The problem, of course, is that my comment was not ungrammatical, at
least not from my standpoint. It is a common -- and very useful --
usage. I had never heard it questioned until you posted the comment.


Now, I don't want to get into a ****ing contest about single- versus double
quotation marks. I live with style manuals all day long and I'm not here for
a busman's holiday. I'm paid right now as a copy editor, although I do as
much writing. Just to settle some dust, I just checked Chicago style, AMA,
and Modern Language Association style, plus Brittain's _Punctuation for
Clarity_, and I see no mention of the use of single quotes as you're
describing.


And yet as the sources I cited indicate single quotes are commonly used
in that fashion. I could have multiplied examples. I realize the style
manuals you refer to don't use single quotes in that way, but that leads
us into the area of descriptive versus prescriptive usage.

My personal criterion is simple.
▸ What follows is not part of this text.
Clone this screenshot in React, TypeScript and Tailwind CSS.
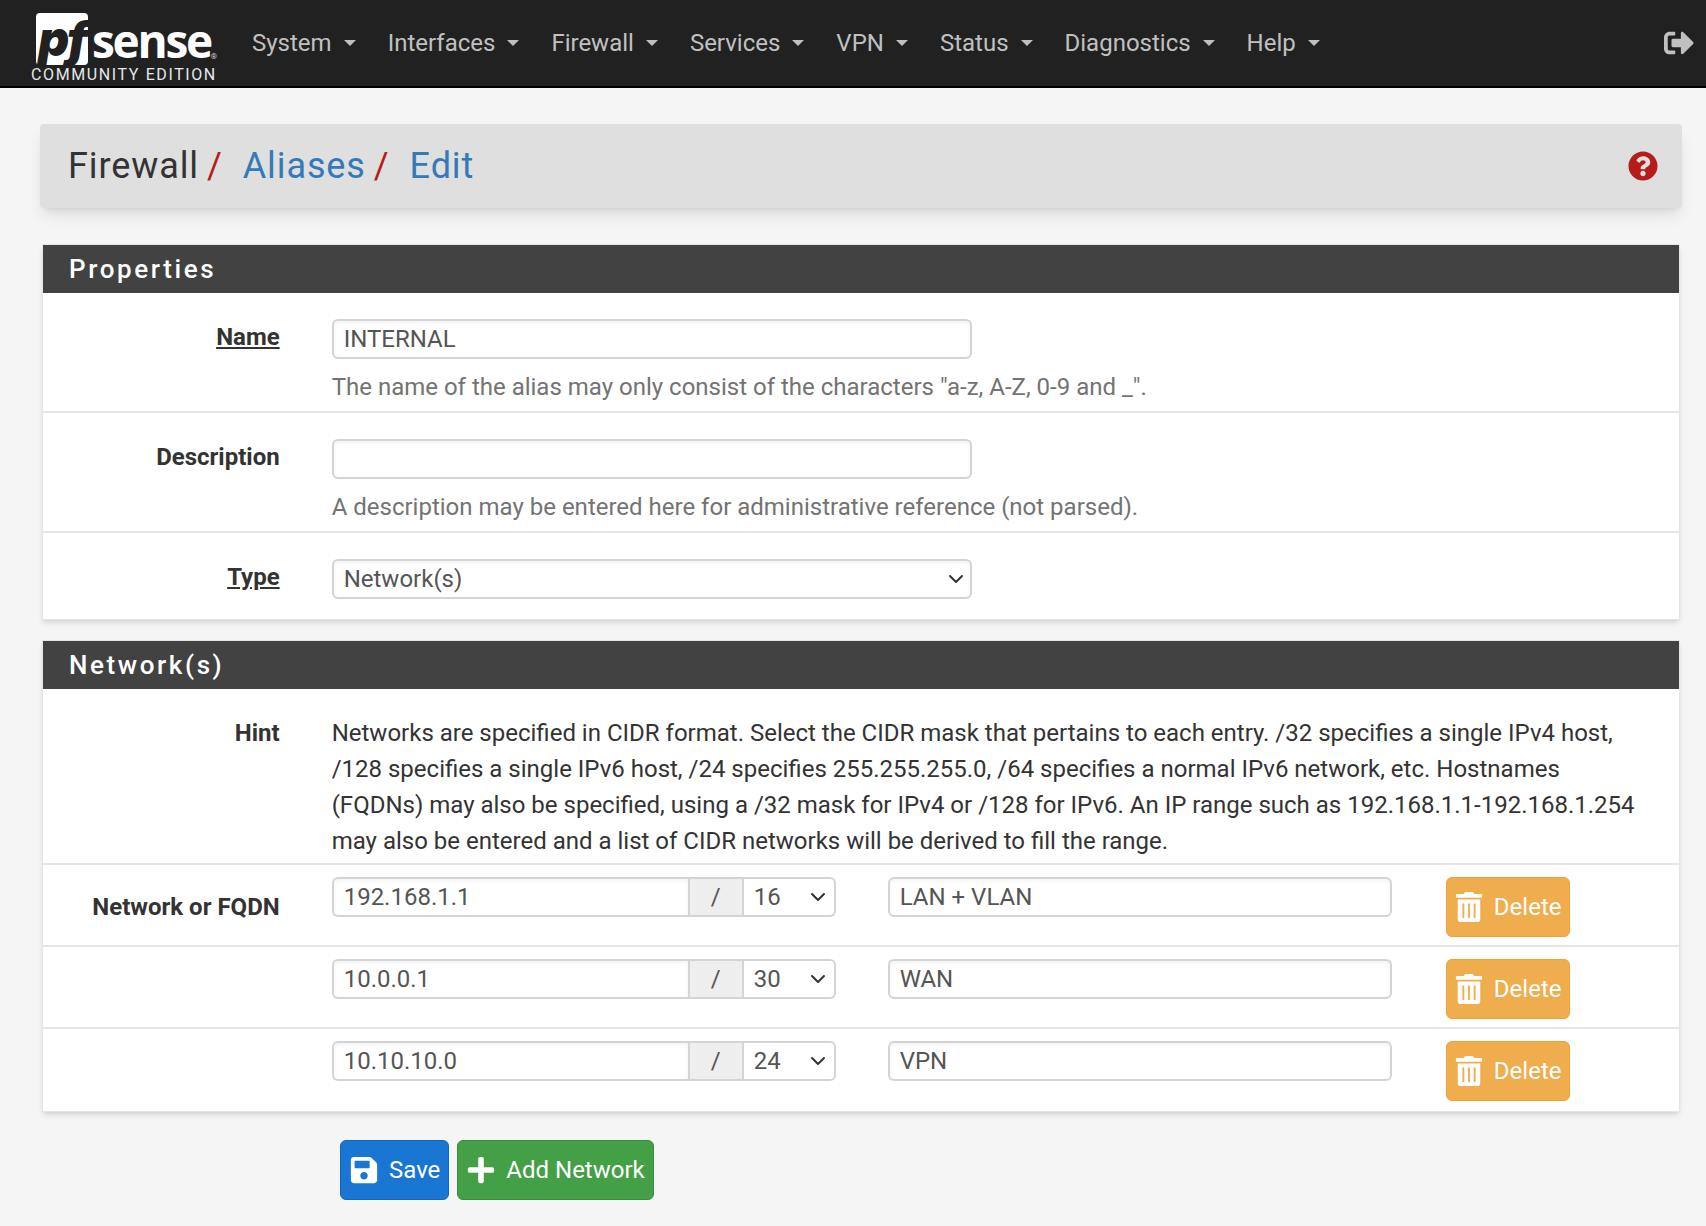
import { ChevronDown } from "lucide-react";
import { FaPlus, FaQuestionCircle, FaSave, FaSignOutAlt, FaTrashAlt } from "react-icons/fa";

const menus = ["System", "Interfaces", "Firewall", "Services", "VPN", "Status", "Diagnostics", "Help"];

const networks = [
  { address: "192.168.1.1", mask: "16", note: "LAN + VLAN" },
  { address: "10.0.0.1", mask: "30", note: "WAN" },
  { address: "10.10.10.0", mask: "24", note: "VPN" },
];

const inputClass =
  "h-10 rounded-md border-2 border-neutral-300 bg-white px-2.5 text-[#555] shadow-inner outline-none";

const Caret = () => (
  <svg viewBox="0 0 12 6" className="h-2 w-3 fill-[#c0c0c0]">
    <path d="M0 0h12L6 6z" />
  </svg>
);

const Logo = () => (
  <div className="flex w-48 flex-col items-center pt-2.5">
    <div className="ml-2 flex items-end self-start">
      <div className="flex h-13 w-13 items-center justify-center rounded-sm bg-white">
        <span className="font-['Inter'] text-5xl font-black italic leading-none tracking-tighter text-[#212121]">pf</span>
      </div>
      <span className="mb-0.5 ml-1 font-['Open_Sans'] text-[46px] font-bold leading-none tracking-tighter text-white">sense</span>
      <span className="mb-1 text-[8px] leading-none text-gray-300">®</span>
    </div>
    <span className="mt-0.5 text-base leading-none tracking-widest text-gray-200">COMMUNITY EDITION</span>
  </div>
);

const Navbar = () => (
  <nav className="flex h-22 items-center border-b-2 border-black bg-[#212121] pl-7 pr-3">
    <Logo />
    <ul className="ml-8 flex items-center gap-8">
      {menus.map((m) => (
        <li key={m} className="flex items-center gap-3 text-[#c0c0c0]">
          {m}
          <Caret />
        </li>
      ))}
    </ul>
    <FaSignOutAlt className="ml-auto text-3xl text-[#c0c0c0]" />
  </nav>
);

const Breadcrumb = () => (
  <div className="mt-9 flex h-21 items-center justify-between rounded bg-[#dfdfdf] pl-7 pr-6 shadow-lg">
    <h1 className="flex gap-2 text-4xl tracking-wide text-[#333]">
      <span>Firewall</span>
      <span className="text-[#b71c1c]">/</span>
      <span className="ml-3 text-[#337ab7]">Aliases</span>
      <span className="text-[#b71c1c]">/</span>
      <span className="ml-3 text-[#337ab7]">Edit</span>
    </h1>
    <FaQuestionCircle className="text-3xl text-[#b71c1c]" />
  </div>
);

const Panel = ({ title, children }: { title: string; children: React.ReactNode }) => (
  <section className="border border-neutral-200 bg-white shadow-md">
    <h2 className="flex h-12 items-center bg-[#424242] pl-6.5 text-[26px] font-medium tracking-widest text-white">{title}</h2>
    {children}
  </section>
);

const Label = ({ children, underline }: { children?: string; underline?: boolean }) => (
  <div className="w-1/6 shrink-0 pr-9 text-right font-bold text-[#333]">
    <span className={underline ? "underline" : ""}>{children}</span>
  </div>
);

const Properties = () => (
  <Panel title="Properties">
    <div className="flex border-b-2 border-neutral-200 pb-1.5 pt-6.5">
      <Label underline>Name</Label>
      <div className="flex-1 pl-4 pr-6">
        <input readOnly defaultValue="INTERNAL" className={`${inputClass} block w-160`} />
        <p className="mt-2.5 text-[#737373]">The name of the alias may only consist of the characters "a-z, A-Z, 0-9 and _".</p>
      </div>
    </div>
    <div className="flex border-b-2 border-neutral-200 pb-1.5 pt-6.5">
      <Label>Description</Label>
      <div className="flex-1 pl-4 pr-6">
        <input readOnly className={`${inputClass} block w-160`} />
        <p className="mt-2.5 text-[#737373]">A description may be entered here for administrative reference (not parsed).</p>
      </div>
    </div>
    <div className="flex pb-5 pt-6.5">
      <Label underline>Type</Label>
      <div className="flex-1 pl-4 pr-6">
        <div className="relative w-160">
          <select defaultValue="Network(s)" className={`${inputClass} w-full appearance-none`}>
            <option>Network(s)</option>
          </select>
          <ChevronDown className="absolute right-1 top-2 size-6 text-[#333]" strokeWidth={2} />
        </div>
      </div>
    </div>
  </Panel>
);

const NetworkRow = ({ address, mask, note, label, last }: { address: string; mask: string; note: string; label?: string; last?: boolean }) => (
  <div className={`flex pt-3 ${last ? "pb-2.5" : "border-b-2 border-neutral-200 pb-2"}`}>
    <div className="w-1/6 shrink-0 pr-9 pt-3 text-right font-bold text-[#333]">{label}</div>
    <div className="flex items-start gap-13 pl-4">
      <div className="flex h-10 w-126">
        <input readOnly defaultValue={address} className="h-10 min-w-0 flex-1 rounded-l-md border-2 border-r-0 border-neutral-300 bg-white px-2.5 text-[#555] shadow-inner outline-none" />
        <span className="flex h-10 w-14 items-center justify-center border-2 border-neutral-300 bg-[#eee] text-[#555]">/</span>
        <div className="relative w-23">
          <select defaultValue={mask} className="h-10 w-full appearance-none rounded-r-md border-2 border-l-0 border-neutral-300 bg-white px-2.5 text-[#555]">
            <option>{mask}</option>
          </select>
          <ChevronDown className="absolute right-1.5 top-2 size-6 text-[#333]" strokeWidth={2} />
        </div>
      </div>
      <input readOnly defaultValue={note} className={`${inputClass} w-126`} />
      <button className="ml-0.5 flex h-15 w-31 items-center justify-center gap-2.5 rounded-md border border-[#eea236] bg-[#f0ad4e] text-white">
        <FaTrashAlt className="text-3xl" />
        Delete
      </button>
    </div>
  </div>
);

export default function App() {
  return (
    <div className="min-h-screen bg-[#f5f5f5] font-['Roboto',sans-serif] text-2xl leading-9">
      <Navbar />
      <main className="pb-6 pl-10 pr-6">
        <Breadcrumb />
        <div className="mx-0.5 mt-9 space-y-5">
          <Properties />
          <Panel title="Network(s)">
            <div className="flex border-b-2 border-neutral-200 pb-1 pt-6.5">
              <Label>Hint</Label>
              <p className="flex-1 pl-4 pr-10 text-[#333]">
                Networks are specified in CIDR format. Select the CIDR mask that pertains to each entry. /32 specifies a single IPv4 host, /128 specifies a single IPv6 host, /24 specifies 255.255.255.0, /64 specifies a normal IPv6 network, etc. Hostnames (FQDNs) may also be specified, using a /32 mask for IPv4 or /128 for IPv6. An IP range such as 192.168.1.1-192.168.1.254 may also be entered and a list of CIDR networks will be derived to fill the range.
              </p>
            </div>
            {networks.map((n, i) => (
              <NetworkRow key={n.address} {...n} label={i === 0 ? "Network or FQDN" : undefined} last={i === networks.length - 1} />
            ))}
          </Panel>
        </div>
        <div className="ml-75 mt-7 flex gap-2">
          <button className="flex h-15 items-center gap-2.5 rounded-md border border-[#1565c0] bg-[#1976d2] px-2 text-white">
            <FaSave className="text-3xl" />
            Save
          </button>
          <button className="flex h-15 items-center gap-2.5 rounded-md border border-[#388e3c] bg-[#43a047] px-2 text-white">
            <FaPlus className="text-3xl" />
            Add Network
          </button>
        </div>
      </main>
    </div>
  );
}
If the usage contributes to clarity,
then use it. If not, it is at best suspect. The use of single quotes in
this fashion pretty obviously improves clarity.
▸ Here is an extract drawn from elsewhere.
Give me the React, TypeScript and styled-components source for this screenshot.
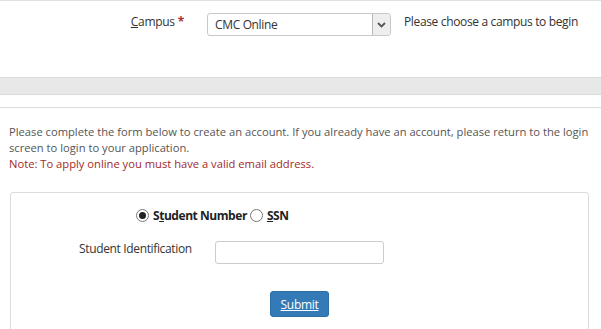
import React, { useState } from 'react';
import styled, { createGlobalStyle } from 'styled-components';

const GlobalStyle = createGlobalStyle`
  html, body {
    margin: 0;
    padding: 0;
    background: #fff;
  }
  body {
    font-family: 'Open Sans', 'Liberation Sans', sans-serif;
    color: #333;
  }
`;

const Page = styled.div`
  width: 601px;
  height: 329px;
  overflow: hidden;
  border-top: 1px solid #e0e0e0;
  box-sizing: border-box;
`;

const CampusRow = styled.div`
  display: flex;
  align-items: flex-start;
  padding-top: 12px;
  height: 76px;
  box-sizing: border-box;
`;

const FieldLabel = styled.label`
  width: 184px;
  text-align: right;
  font-size: 12px;
  line-height: 16px;
  letter-spacing: -0.3px;
  padding-top: 1px;
  color: #333;
`;

const AccessKey = styled.span`
  text-decoration: underline;
`;

const Required = styled.span`
  color: #a33;
  font-weight: 700;
  margin-left: 3px;
`;

const SelectBox = styled.div`
  display: flex;
  width: 184px;
  height: 23px;
  margin-left: 23px;
  box-sizing: border-box;
  border: 1px solid #c8c8c8;
  border-radius: 3px;
  background: #fff;
  overflow: hidden;
`;

const SelectValue = styled.div`
  flex: 1;
  font-size: 12px;
  line-height: 21px;
  letter-spacing: -0.35px;
  padding-left: 7px;
  color: #333;
`;

const SelectArrow = styled.div`
  width: 17px;
  display: flex;
  align-items: center;
  justify-content: center;
  background: #eee;
  border-left: 1px solid #b8b8b8;
`;

const HelpText = styled.div`
  margin-left: 13px;
  font-size: 12px;
  line-height: 16px;
  letter-spacing: -0.35px;
  padding-top: 1px;
`;

const Band = styled.div`
  height: 16px;
  background: #e8e8e8;
  border-top: 1px solid #dcdcdc;
  border-bottom: 1px solid #dcdcdc;
`;

const Divider = styled.div`
  margin-top: 12px;
  border-top: 1px solid #dcdcdc;
`;

const Intro = styled.div`
  padding: 16px 6px 0 9px;
  font-size: 11.2px;
  line-height: 16px;
  color: #555;
`;

const Note = styled.div`
  color: #a32a2a;
`;

const Card = styled.div`
  margin: 20px 12px 0 10px;
  border: 1px solid #dcdcdc;
  border-radius: 3px;
  height: 160px;
  padding-top: 14px;
`;

const RadioRow = styled.div`
  display: flex;
  align-items: center;
  padding-left: 125px;
  font-size: 12px;
  line-height: 17px;
  font-weight: 700;
  letter-spacing: -0.45px;
  color: #222;
`;

const Radio = styled.span<{ checked?: boolean }>`
  width: 11px;
  height: 11px;
  border: 1px solid #777;
  border-radius: 50%;
  display: inline-flex;
  align-items: center;
  justify-content: center;
  margin-right: 4px;
  margin-left: ${(p) => (p.checked ? '0' : '3px')};
  background: #fff;
  &::after {
    content: '';
    width: 7px;
    height: 7px;
    border-radius: 50%;
    background: ${(p) => (p.checked ? '#222' : 'transparent')};
  }
`;

const IdRow = styled.div`
  display: flex;
  align-items: flex-start;
  margin-top: 17px;
`;

const IdLabel = styled.div`
  width: 181px;
  padding-left: 68px;
  box-sizing: border-box;
  font-size: 12px;
  line-height: 16px;
  letter-spacing: -0.35px;
  white-space: nowrap;
  color: #333;
`;

const TextInput = styled.input`
  width: 169px;
  height: 23px;
  margin: 0 0 0 23px;
  box-sizing: border-box;
  border: 1px solid #ccc;
  border-radius: 3px;
`;

const ButtonRow = styled.div`
  display: flex;
  padding-left: 259px;
  margin-top: 27px;
`;

const SubmitButton = styled.button`
  width: 59px;
  height: 26px;
  background: #337ab7;
  border: 1px solid #2e6da4;
  border-radius: 3px;
  color: #fff;
  font-family: 'Open Sans', 'Liberation Sans', sans-serif;
  font-size: 12px;
  letter-spacing: -0.3px;
  text-decoration: underline;
  padding: 0;
`;

export default function App() {
  const [mode, setMode] = useState<'number' | 'ssn'>('number');
  return (
    <Page>
      <GlobalStyle />
      <CampusRow>
        <FieldLabel>
          <AccessKey>C</AccessKey>ampus<Required>*</Required>
        </FieldLabel>
        <SelectBox>
          <SelectValue>CMC Online</SelectValue>
          <SelectArrow>
            <svg width="9" height="6" viewBox="0 0 9 6">
              <path d="M1 1 L4.5 4.5 L8 1" stroke="#555" strokeWidth="1.8" fill="none" />
            </svg>
          </SelectArrow>
        </SelectBox>
        <HelpText>Please choose a campus to begin</HelpText>
      </CampusRow>
      <Band />
      <Divider />
      <Intro>
        Please complete the form below to create an account. If you already have an account, please return to the login
        screen to login to your application.
        <Note>Note: To apply online you must have a valid email address.</Note>
      </Intro>
      <Card>
        <RadioRow>
          <Radio checked={mode === 'number'} onClick={() => setMode('number')} />
          S<AccessKey>t</AccessKey>udent Number
          <Radio checked={mode === 'ssn'} onClick={() => setMode('ssn')} />
          <AccessKey>S</AccessKey>SN
        </RadioRow>
        <IdRow>
          <IdLabel>Student Identification</IdLabel>
          <TextInput />
        </IdRow>
        <ButtonRow>
          <SubmitButton>Submit</SubmitButton>
        </ButtonRow>
      </Card>
    </Page>
  );
}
The problem with double quotes in these uses is that they are easily
mistaken for direct quotations. This isn't a theoretical problem. I have
had it happen to me. As you correctly point out, in these uses you are
not necessarily directly quoting anyone. Even if you happen to be
directly quoting, as I was, the important point was not that the wording
was exact but the disagreement.


In fact, they use double quotes for all of those circumstances,
except that MLA style has a weird one that I haven't seen befo they use
single quotes for translation of a foreign word when the translation follows
the foreign word "with no intervening punctuation." I think they cooked that
one up over a case of Chardonnay. The other major style manuals make no
mention of it.

I started writing for a big, classy publisher 30 years ago, and the AP style
manual was forced down my throat then.


I learned it in journalism school sometime earlier than that. Then I had
it reinforced when I worked for the AP. (You have _no_ idea how
crotchety the New York copy desk can be.) But, as I say I have been
using the convention for years and no one ever questioned it before.
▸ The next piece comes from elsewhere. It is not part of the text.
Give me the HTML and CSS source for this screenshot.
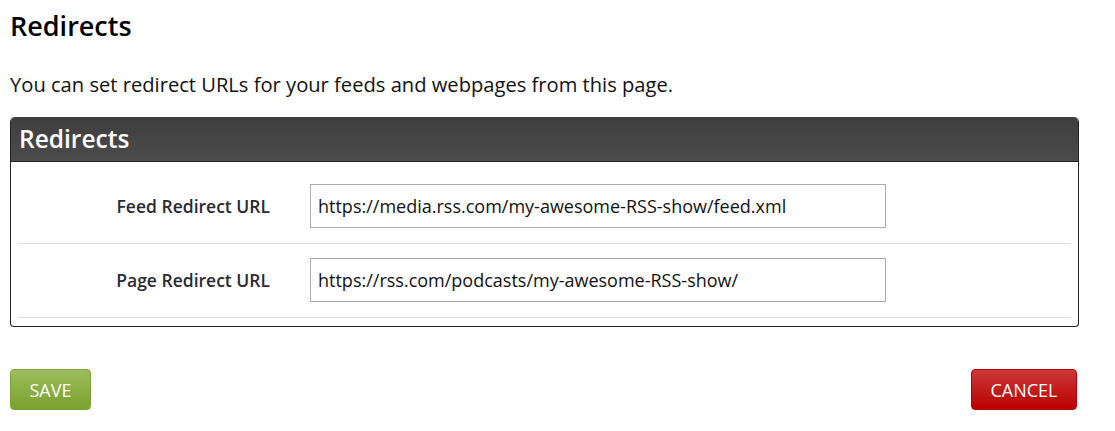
FILE: index.html
```html
<!DOCTYPE html>
<html>
<head>
<meta charset="utf-8">
<link rel="stylesheet" href="styles.css">
</head>
<body>
<div class="page">
  <h1 class="title">Redirects</h1>
  <p class="intro">You can set redirect URLs for your feeds and webpages from this page.</p>
  <div class="panel">
    <div class="panel-head">Redirects</div>
    <div class="panel-body">
      <div class="row">
        <label class="label">Feed Redirect URL</label>
        <input class="field" type="text" value="https://media.rss.com/my-awesome-RSS-show/feed.xml">
      </div>
      <div class="row">
        <label class="label">Page Redirect URL</label>
        <input class="field" type="text" value="https://rss.com/podcasts/my-awesome-RSS-show/">
      </div>
    </div>
  </div>
  <div class="actions">
    <button class="btn btn-save">SAVE</button>
    <button class="btn btn-cancel">CANCEL</button>
  </div>
</div>
</body>
</html>
```

FILE: styles.css
```css
* { box-sizing: border-box; }
html, body { margin: 0; padding: 0; background: #fff; }
body { font-family: "Open Sans", "DejaVu Sans", sans-serif; color: #111; }
.page { padding: 0 36px 0 10px; }
.title { margin: 0; padding-top: 9px; font-size: 27px; font-weight: 600; line-height: 34px; color: #000; }
.intro { margin: 0; padding-top: 27px; font-size: 20.15px; line-height: 28px; color: #111; }
.panel { margin-top: 19px; border: 1px solid #22222e; border-top: none; border-radius: 5px 5px 4px 4px; overflow: hidden; }
.panel-head { height: 45px; background: linear-gradient(#3e3e3e, #4b4b4b); color: #fff; font-size: 24.5px; font-weight: 600; line-height: 44px; border-bottom: 1px solid #22222e; margin: 0 -1px; padding-left: 9px; }
.panel-body { padding: 8px 7px 8px 7px; }
.row { display: grid; grid-template-columns: 252px 576px; column-gap: 40px; align-items: center; padding: 14px 0 15px; border-bottom: 1px solid #dedede; }
.label { text-align: right; font-size: 17.5px; font-weight: 600; color: #2a2a33; }
.field { width: 576px; height: 44px; border: 1px solid #aaa; padding: 0 7px; font-family: inherit; font-size: 18px; color: #111; outline: none; }
.actions { display: flex; justify-content: space-between; margin-top: 42px; padding-right: 2px; }
.btn { height: 41px; border-radius: 4px; font-family: inherit; font-size: 18px; color: #fff; padding: 0 18px; cursor: pointer; }
.btn-save { width: 81px; border: 1px solid #7ea233; background: linear-gradient(#9dbd5e, #7aa02c); }
.btn-cancel { width: 106px; border: 1px solid #b40000; background: linear-gradient(#cd3838, #b90000); }
```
NYT style was our secondary
reference. That's where I learned about the use of single quotes in
headlines and captions. Both manuals agreed on that point.

So, I'm really curious about where you came up with this "meta meaning"
stuff. That's a term from linguistics. Maybe it's in the Style Manual for
Linguists. 'Don't know. I've never heard of it if they publish one. g


It's more commonly referred to as the "use-mention distinction". (See:
http://www.unconventional-wisdom.com/WAW/ROBERT.html) It apparently
originated in philosophy, but it occurs in linguistics and many other
fields. It is also common in ordinary writing.

Of course, we all see the (mis)use of single quotation marks in NG messages.
We aren't writing for publication here, and it's fun to loosen up. But it
was worth a pop in exchange for your cheap ad hominem, and it was funny
because you threw in the "professional writer" line. Single quotes used as
you're defending them are not literate.


Since I was a lowly journalism major and am now a lowly free-lance
writer, I leave a discussion of what is 'literate' to my betters. I will
simply note that it make a useful distinction which is extremely common
in all forms of writing. It is also quite well-understood.


Professional writers might use them
in a NG message, but they wouldn't seriously cook up a bunch of baloney to
defend them if someone called attention to the misuse.


Did you bother to read the references I cited? You may not agree with
them, but using single quotes in these circumstances is both a common
and approved use. And, to repeat, one which aids clarity.

There might be a copy editor out there who knows better. So I'll assume you're just trying to push
a point to see if you can get away with it. d8-)

--
Ed Huntress


Whether you like it or not, Ed, it is both a common and a useful
convention. Since it is useful I intend to keep using it until someone
who signs my checks tells me otherwise.

And I repeat the key question: Does it in any way detract from clarity?